Records for the task:
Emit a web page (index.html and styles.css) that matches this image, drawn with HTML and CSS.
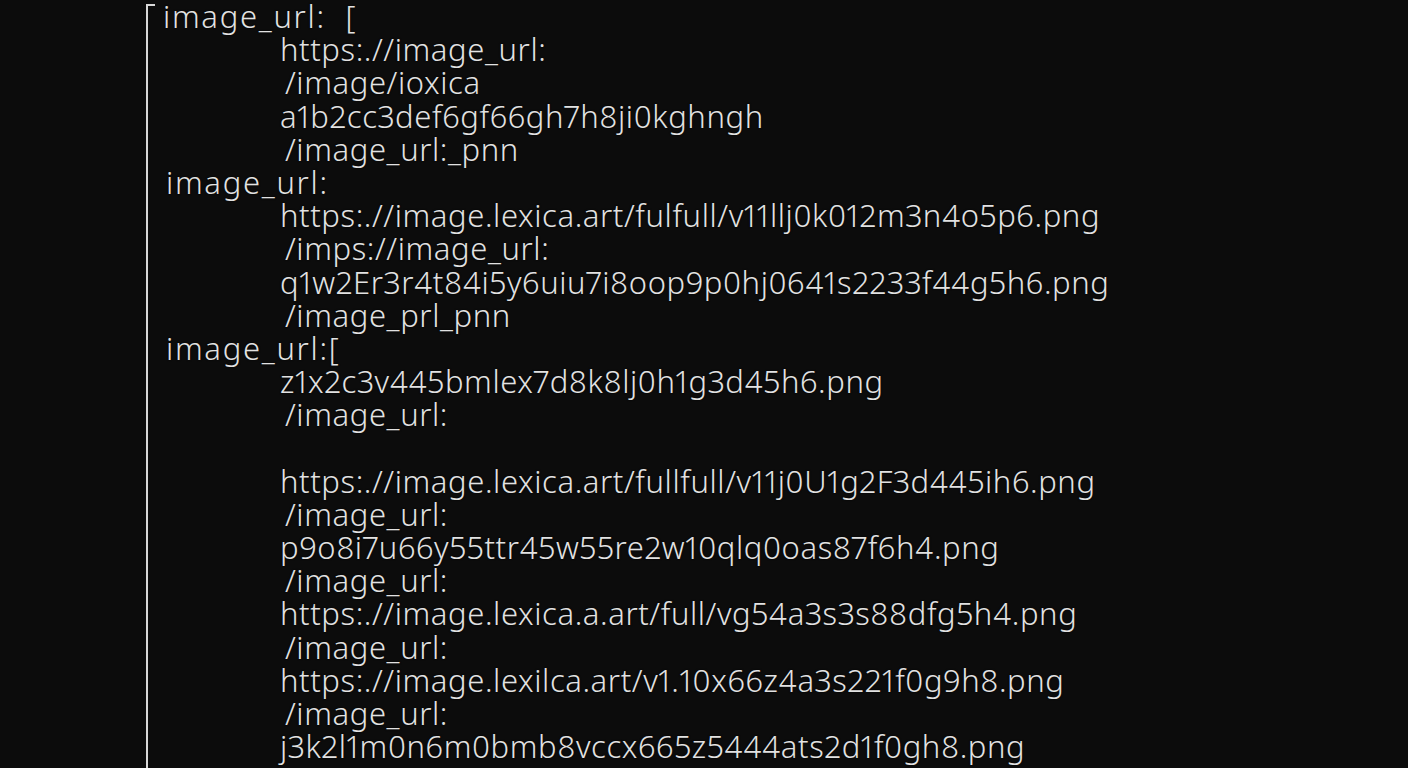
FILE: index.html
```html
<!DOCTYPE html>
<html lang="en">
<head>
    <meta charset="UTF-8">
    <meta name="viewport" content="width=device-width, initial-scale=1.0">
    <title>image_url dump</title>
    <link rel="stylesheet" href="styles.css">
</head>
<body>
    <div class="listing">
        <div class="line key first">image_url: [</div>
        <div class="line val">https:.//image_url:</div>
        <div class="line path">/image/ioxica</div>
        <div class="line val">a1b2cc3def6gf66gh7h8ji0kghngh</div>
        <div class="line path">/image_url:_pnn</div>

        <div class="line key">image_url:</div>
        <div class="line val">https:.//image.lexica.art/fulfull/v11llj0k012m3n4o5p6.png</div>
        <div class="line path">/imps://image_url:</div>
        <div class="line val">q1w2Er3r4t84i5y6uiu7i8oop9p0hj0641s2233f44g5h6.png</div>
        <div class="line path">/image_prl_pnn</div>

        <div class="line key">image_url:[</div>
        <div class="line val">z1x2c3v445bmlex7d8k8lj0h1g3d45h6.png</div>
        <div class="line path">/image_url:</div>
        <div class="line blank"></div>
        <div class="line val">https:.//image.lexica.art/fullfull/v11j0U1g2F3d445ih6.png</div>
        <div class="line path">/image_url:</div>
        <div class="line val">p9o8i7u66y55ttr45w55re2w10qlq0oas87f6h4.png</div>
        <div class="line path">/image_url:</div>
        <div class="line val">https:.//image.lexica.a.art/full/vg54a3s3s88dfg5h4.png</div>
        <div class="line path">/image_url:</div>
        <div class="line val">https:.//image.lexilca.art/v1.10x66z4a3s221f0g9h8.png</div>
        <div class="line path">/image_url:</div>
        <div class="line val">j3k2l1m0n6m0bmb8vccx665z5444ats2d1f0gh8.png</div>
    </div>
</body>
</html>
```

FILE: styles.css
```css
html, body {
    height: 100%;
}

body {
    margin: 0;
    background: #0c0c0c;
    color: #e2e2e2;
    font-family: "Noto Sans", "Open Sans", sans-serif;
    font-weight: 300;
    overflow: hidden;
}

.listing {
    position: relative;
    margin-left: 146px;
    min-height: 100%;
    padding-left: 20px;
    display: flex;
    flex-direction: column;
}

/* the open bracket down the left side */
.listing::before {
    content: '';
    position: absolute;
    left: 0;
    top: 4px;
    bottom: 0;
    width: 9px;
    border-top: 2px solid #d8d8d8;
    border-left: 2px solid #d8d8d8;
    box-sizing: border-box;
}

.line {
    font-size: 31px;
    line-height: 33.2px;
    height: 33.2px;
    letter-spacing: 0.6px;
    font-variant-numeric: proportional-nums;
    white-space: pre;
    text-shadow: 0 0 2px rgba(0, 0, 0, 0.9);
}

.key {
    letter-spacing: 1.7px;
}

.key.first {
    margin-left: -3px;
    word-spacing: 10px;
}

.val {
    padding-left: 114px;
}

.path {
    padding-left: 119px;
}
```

==

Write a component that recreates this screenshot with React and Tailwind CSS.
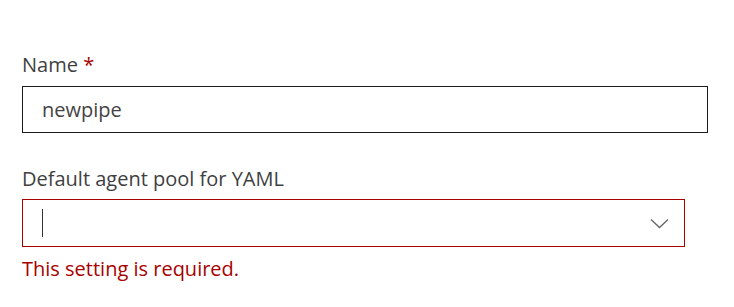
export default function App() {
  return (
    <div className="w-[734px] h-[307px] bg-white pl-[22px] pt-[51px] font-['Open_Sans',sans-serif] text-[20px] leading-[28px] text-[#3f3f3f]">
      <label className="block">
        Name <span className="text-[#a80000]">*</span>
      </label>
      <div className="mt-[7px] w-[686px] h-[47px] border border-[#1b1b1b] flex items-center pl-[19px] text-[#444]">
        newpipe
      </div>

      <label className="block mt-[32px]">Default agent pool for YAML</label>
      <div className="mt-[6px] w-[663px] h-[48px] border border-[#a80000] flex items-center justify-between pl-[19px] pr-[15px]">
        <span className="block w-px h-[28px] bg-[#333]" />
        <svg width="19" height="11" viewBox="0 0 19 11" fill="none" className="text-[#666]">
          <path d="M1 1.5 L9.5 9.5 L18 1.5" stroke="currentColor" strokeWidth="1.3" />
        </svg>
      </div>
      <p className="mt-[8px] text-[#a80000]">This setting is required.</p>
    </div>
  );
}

==

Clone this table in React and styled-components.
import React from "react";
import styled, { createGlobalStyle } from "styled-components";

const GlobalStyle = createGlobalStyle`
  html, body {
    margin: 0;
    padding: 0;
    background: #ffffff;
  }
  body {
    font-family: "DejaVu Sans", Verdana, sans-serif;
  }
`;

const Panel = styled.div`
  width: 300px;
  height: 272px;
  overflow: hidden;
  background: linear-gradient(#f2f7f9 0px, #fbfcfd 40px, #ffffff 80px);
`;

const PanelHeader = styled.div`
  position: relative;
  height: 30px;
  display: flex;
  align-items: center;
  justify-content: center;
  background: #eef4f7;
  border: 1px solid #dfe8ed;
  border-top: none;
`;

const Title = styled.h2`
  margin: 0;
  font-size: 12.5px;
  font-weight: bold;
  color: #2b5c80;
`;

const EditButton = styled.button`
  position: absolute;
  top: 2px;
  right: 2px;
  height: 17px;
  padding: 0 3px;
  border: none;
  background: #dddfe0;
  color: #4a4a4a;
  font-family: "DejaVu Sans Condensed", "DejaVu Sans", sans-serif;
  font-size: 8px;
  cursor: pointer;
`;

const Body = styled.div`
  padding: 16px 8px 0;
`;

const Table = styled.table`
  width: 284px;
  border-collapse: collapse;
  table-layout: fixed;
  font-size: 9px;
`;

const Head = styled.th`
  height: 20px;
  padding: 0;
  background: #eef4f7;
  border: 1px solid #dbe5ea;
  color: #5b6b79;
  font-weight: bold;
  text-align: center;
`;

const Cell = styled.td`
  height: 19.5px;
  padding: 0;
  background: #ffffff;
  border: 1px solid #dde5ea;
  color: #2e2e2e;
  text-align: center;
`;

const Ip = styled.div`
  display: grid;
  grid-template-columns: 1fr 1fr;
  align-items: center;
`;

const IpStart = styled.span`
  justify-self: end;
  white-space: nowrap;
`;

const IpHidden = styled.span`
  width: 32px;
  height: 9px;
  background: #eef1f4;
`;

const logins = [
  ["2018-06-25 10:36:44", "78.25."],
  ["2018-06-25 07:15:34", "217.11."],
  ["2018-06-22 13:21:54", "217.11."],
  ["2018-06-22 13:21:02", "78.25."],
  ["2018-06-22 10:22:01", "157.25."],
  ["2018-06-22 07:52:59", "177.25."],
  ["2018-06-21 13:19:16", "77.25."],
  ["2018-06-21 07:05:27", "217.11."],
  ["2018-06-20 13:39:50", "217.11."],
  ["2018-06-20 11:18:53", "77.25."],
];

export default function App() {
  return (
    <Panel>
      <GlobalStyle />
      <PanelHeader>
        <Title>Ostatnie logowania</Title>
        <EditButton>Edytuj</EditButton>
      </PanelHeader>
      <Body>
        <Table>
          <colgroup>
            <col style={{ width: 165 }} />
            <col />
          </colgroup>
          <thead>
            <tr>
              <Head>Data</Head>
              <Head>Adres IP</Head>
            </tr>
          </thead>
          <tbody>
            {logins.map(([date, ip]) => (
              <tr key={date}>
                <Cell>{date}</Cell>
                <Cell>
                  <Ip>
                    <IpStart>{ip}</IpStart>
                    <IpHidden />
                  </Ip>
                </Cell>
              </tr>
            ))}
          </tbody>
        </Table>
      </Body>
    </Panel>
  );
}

Objective: How many lines in the entries contain the string "React"? Answer with the number only.

The result: 3